После этого я начала тяжело и мучительно что-то писать. Было больно, потому что если раньше мне хотелось показать всему миру, какая я талантливая, то теперь я знала, что никогда никому не смогу показать свои стихи. С этим совершенно некуда было деться, потому что детских литературных студий в Тагиле не было. Другое дело, если бы я жила в Питере: я бы пошла к Вячеславу Лейкину. Так что вскоре я переключилась на рисование и поступила на худграф.
А потом я прочла антологию поэзии русской эмиграции «Ковчег», составленную Вадимом Крейдом. Я купила ее в тагильском книжном магазине, когда училась в 10-м классе. И все – для изобразительного искусства я была потеряна навсегда. В этой антологии была собрана в основном «парижская нота», хотя сейчас я не очень понимаю, зачем она нужна в таком количестве. Но главное, там были стихи Георгия Иванова, Адамовича, Терапиано. Эти люди меня потрясли. У меня возникло такое впечатление, что это я написала их стихи. В результате во мне снова стало что-то меняться, и я опять начала писать.

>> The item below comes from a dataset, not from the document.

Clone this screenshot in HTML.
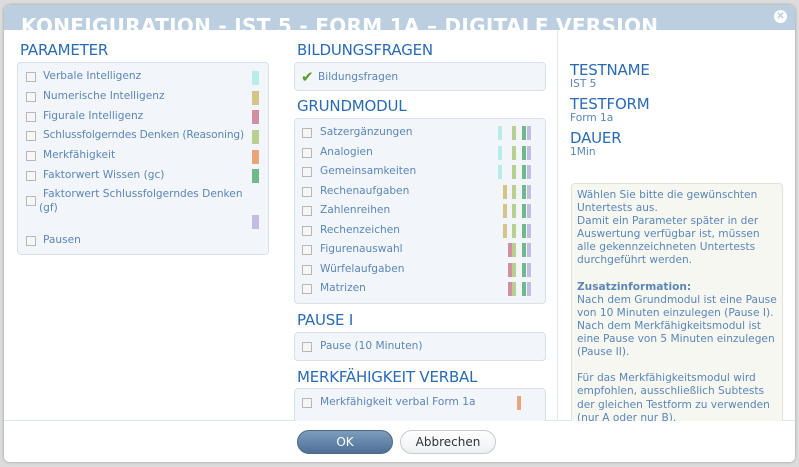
<!DOCTYPE html>
<html><head><meta charset="utf-8"><style>
*{margin:0;padding:0;box-sizing:border-box}
body{width:799px;height:467px;overflow:hidden;background:#dcdcdc;font-family:"DejaVu Sans",Verdana,sans-serif;position:relative}
.a{position:absolute}
#dlg{left:4px;top:5px;width:791px;height:457px;background:#fff;border-radius:6px;overflow:hidden;box-shadow:0 0 3px rgba(0,0,0,.3)}
#hdr{left:0;top:0;width:791px;height:25px;background:#bccfe0;overflow:hidden}
#hdr span{position:absolute;left:17px;top:9px;font:bold 20px "DejaVu Sans",sans-serif;color:#fff;letter-spacing:.3px;white-space:nowrap}
#x{right:8px;top:5px;width:13px;height:13px;border-radius:50%;background:#fff;color:#bccfe0;font:bold 10px/13px sans-serif;text-align:center}
h2{position:absolute;font:15px "DejaVu Sans",sans-serif;color:#2a6ab5;white-space:nowrap;letter-spacing:-.2px}
.box{position:absolute;background:#f2f5f9;border:1px solid #d9e0e8;border-radius:4px}
.r{position:absolute;font-size:10.6px;color:#5a86b8;white-space:nowrap}
.cb{position:absolute;width:10px;height:10px;border:1px solid #b8b8b8;background:#f6f6f6}
.bar{position:absolute;width:7px;height:14px}
.t{position:absolute;width:4px;height:14px}
.info{position:absolute;left:567px;top:178px;width:212px;height:260px;background:#f6f7f0;border:1px solid #e2e3d8;border-radius:4px;padding:5px 5px;font-size:10.6px;line-height:13.1px;color:#5a86b8}
.btn{position:absolute;top:425px;height:24px;border-radius:12px;font-size:12px;text-align:center;line-height:22px}
</style></head><body>
<div id="dlg" class="a">
<div id="hdr" class="a"><span>KONFIGURATION - IST 5 - FORM 1A – DIGITALE VERSION</span><div id="x" class="a">✕</div></div>
<div class="a" style="left:553px;top:25px;width:1px;height:390px;background:#e2e6ea"></div>
<div class="a" style="left:0;top:415px;width:791px;height:1px;background:#dde5ee"></div>

<h2 style="left:16px;top:36px">PARAMETER</h2>
<div class="box" style="left:13px;top:57px;width:252px;height:193px"></div>

<h2 style="left:293px;top:36px">BILDUNGSFRAGEN</h2>
<div class="box" style="left:290px;top:57px;width:252px;height:29px"></div>
<h2 style="left:293px;top:92px">GRUNDMODUL</h2>
<div class="box" style="left:290px;top:113px;width:252px;height:186px"></div>
<h2 style="left:293px;top:306px">PAUSE I</h2>
<div class="box" style="left:290px;top:327px;width:252px;height:29px"></div>
<h2 style="left:293px;top:363px">MERKFÄHIGKEIT VERBAL</h2>
<div class="box" style="left:290px;top:383px;width:252px;height:40px"></div>

<h2 style="left:566px;top:56px">TESTNAME</h2><div class="r" style="left:566px;top:73px">IST 5</div>
<h2 style="left:566px;top:90px">TESTFORM</h2><div class="r" style="left:566px;top:107px">Form 1a</div>
<h2 style="left:566px;top:124px">DAUER</h2><div class="r" style="left:566px;top:141px">1Min</div>
<div class="info">Wählen Sie bitte die gewünschten Untertests aus.<br>Damit ein Parameter später in der Auswertung verfügbar ist, müssen alle gekennzeichneten Untertests durchgeführt werden.<br><br><b>Zusatzinformation:</b><br>Nach dem Grundmodul ist eine Pause von 10 Minuten einzulegen (Pause I). Nach dem Merkfähigkeitsmodul ist eine Pause von 5 Minuten einzulegen (Pause II).<br><br>Für das Merkfähigkeitsmodul wird empfohlen, ausschließlich Subtests der gleichen Testform zu verwenden (nur A oder nur B).</div>
<div class="a" style="left:0;top:416px;width:791px;height:41px;background:#fff"></div>
<div class="btn" style="left:293px;width:96px;background:linear-gradient(#7d9dbd,#4c6f93);color:#fff;border:1px solid #4a6a8a">OK</div>
<div class="btn" style="left:396px;width:96px;background:linear-gradient(#fff,#eef0f2);color:#333;border:1px solid #c6ccd2">Abbrechen</div>
</div>

<div class="a" style="left:0;top:0;width:799px;height:467px" id="rows">
<div class="cb" style="left:26px;top:72px"></div><div class="r" style="left:43px;top:70px">Verbale Intelligenz</div><div class="bar" style="left:252px;top:71px;background:#b8ece6"></div>
<div class="cb" style="left:26px;top:92px"></div><div class="r" style="left:43px;top:90px">Numerische Intelligenz</div><div class="bar" style="left:252px;top:91px;background:#d4c48a"></div>
<div class="cb" style="left:26px;top:112px"></div><div class="r" style="left:43px;top:110px">Figurale Intelligenz</div><div class="bar" style="left:252px;top:110px;background:#cf8fa0"></div>
<div class="cb" style="left:26px;top:131px"></div><div class="r" style="left:43px;top:129px;letter-spacing:-.15px">Schlussfolgerndes Denken (Reasoning)</div><div class="bar" style="left:252px;top:130px;background:#b9cf91"></div>
<div class="cb" style="left:26px;top:151px"></div><div class="r" style="left:43px;top:149px">Merkfähigkeit</div><div class="bar" style="left:252px;top:150px;background:#e9a47c"></div>
<div class="cb" style="left:26px;top:171px"></div><div class="r" style="left:43px;top:169px">Faktorwert Wissen (gc)</div><div class="bar" style="left:252px;top:169px;background:#6fb98a"></div>
<div class="cb" style="left:26px;top:196px"></div><div class="r" style="left:43px;top:188px">Faktorwert Schlussfolgerndes Denken</div><div class="r" style="left:39px;top:202px">(gf)</div><div class="bar" style="left:252px;top:215px;background:#c3bde6"></div>
<div class="cb" style="left:26px;top:236px"></div><div class="r" style="left:43px;top:234px">Pausen</div>

<div class="a" style="left:301px;top:68px;color:#5a9a2a;font-size:15px;font-weight:bold">✔</div><div class="r" style="left:318px;top:71px">Bildungsfragen</div>

<div class="cb" style="left:302px;top:128px"></div><div class="r" style="left:320px;top:126px">Satzergänzungen</div>
<div class="cb" style="left:302px;top:148px"></div><div class="r" style="left:320px;top:146px">Analogien</div>
<div class="cb" style="left:302px;top:167px"></div><div class="r" style="left:320px;top:165px">Gemeinsamkeiten</div>
<div class="cb" style="left:302px;top:187px"></div><div class="r" style="left:320px;top:185px">Rechenaufgaben</div>
<div class="cb" style="left:302px;top:206px"></div><div class="r" style="left:320px;top:204px">Zahlenreihen</div>
<div class="cb" style="left:302px;top:226px"></div><div class="r" style="left:320px;top:224px">Rechenzeichen</div>
<div class="cb" style="left:302px;top:245px"></div><div class="r" style="left:320px;top:243px">Figurenauswahl</div>
<div class="cb" style="left:302px;top:265px"></div><div class="r" style="left:320px;top:263px">Würfelaufgaben</div>
<div class="cb" style="left:302px;top:284px"></div><div class="r" style="left:320px;top:282px">Matrizen</div>

<div class="t" style="left:498px;top:126px;background:#b8ece6"></div><div class="t" style="left:512px;top:126px;background:#b9cf91"></div><div class="t" style="left:522px;top:126px;background:#6fb98a"></div><div class="t" style="left:527px;top:126px;background:#c3bde6"></div>
<div class="t" style="left:498px;top:146px;background:#b8ece6"></div><div class="t" style="left:512px;top:146px;background:#b9cf91"></div><div class="t" style="left:522px;top:146px;background:#6fb98a"></div><div class="t" style="left:527px;top:146px;background:#c3bde6"></div>
<div class="t" style="left:498px;top:165px;background:#b8ece6"></div><div class="t" style="left:512px;top:165px;background:#b9cf91"></div><div class="t" style="left:522px;top:165px;background:#6fb98a"></div><div class="t" style="left:527px;top:165px;background:#c3bde6"></div>
<div class="t" style="left:503px;top:185px;background:#d4c48a"></div><div class="t" style="left:512px;top:185px;background:#b9cf91"></div><div class="t" style="left:522px;top:185px;background:#6fb98a"></div><div class="t" style="left:527px;top:185px;background:#c3bde6"></div>
<div class="t" style="left:503px;top:204px;background:#d4c48a"></div><div class="t" style="left:512px;top:204px;background:#b9cf91"></div><div class="t" style="left:522px;top:204px;background:#6fb98a"></div><div class="t" style="left:527px;top:204px;background:#c3bde6"></div>
<div class="t" style="left:503px;top:224px;background:#d4c48a"></div><div class="t" style="left:512px;top:224px;background:#b9cf91"></div><div class="t" style="left:522px;top:224px;background:#6fb98a"></div><div class="t" style="left:527px;top:224px;background:#c3bde6"></div>
<div class="t" style="left:508px;top:243px;background:#cf8fa0"></div><div class="t" style="left:512px;top:243px;background:#b9cf91"></div><div class="t" style="left:522px;top:243px;background:#6fb98a"></div><div class="t" style="left:527px;top:243px;background:#c3bde6"></div>
<div class="t" style="left:508px;top:263px;background:#cf8fa0"></div><div class="t" style="left:512px;top:263px;background:#b9cf91"></div><div class="t" style="left:522px;top:263px;background:#6fb98a"></div><div class="t" style="left:527px;top:263px;background:#c3bde6"></div>
<div class="t" style="left:508px;top:282px;background:#cf8fa0"></div><div class="t" style="left:512px;top:282px;background:#b9cf91"></div><div class="t" style="left:522px;top:282px;background:#6fb98a"></div><div class="t" style="left:527px;top:282px;background:#c3bde6"></div>

<div class="cb" style="left:302px;top:342px"></div><div class="r" style="left:320px;top:340px">Pause (10 Minuten)</div>
<div class="cb" style="left:302px;top:398px"></div><div class="r" style="left:320px;top:396px">Merkfähigkeit verbal Form 1a</div><div class="t" style="left:517px;top:396px;background:#e9a47c"></div>
</div>
</body></html>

На первом курсе худграфа я пришла в студию к Туренко. Это был спокойный и умный человек, прекрасный поэт и гениальный педагог. Он мне все объяснил. В студию ходили мальчики и девочки с филфаков, из которых Туренко невзначай выковал поэтов. Как– то раз в коридоре я услышала, как мальчик лет 17 что-то показывает Туренко и просит его прочитать. «Спасибо, – говорит Туренко. Я прочту, позвоню вам, и мы встретимся». А мальчик настаивает: «Нет, это так важно, прочтите сейчас, ну пожалуйста!» Туренко читает два стишка и говорит: «Алексей, хочу вас спросить, а что вы сейчас читаете?» Мальчик: «Да ничего не читаю. А что?» И Туренко так задумчиво, как будто не мальчику, а самому себе говорит: «Странно. Неужели можно писать стихи, ничего не читая?? То есть он просто думал вслух, и от этого его думанья мозги становились на место. И в то же время это был полноправный диалог. В результате ты начинал в себя верить со страшной силой.
А что было в Питере?
В Питер я приехала в 95-м году, в 19 лет. Училась на журфаке СПбГУ, потом вышла замуж за студента физического факультета. Университетский городок, где я прожила четыре года, находился в Петергофе. Из шести лет в Питере четыре года я прожила в Петергофе. Журфак я бросила, о чем, конечно, жалею.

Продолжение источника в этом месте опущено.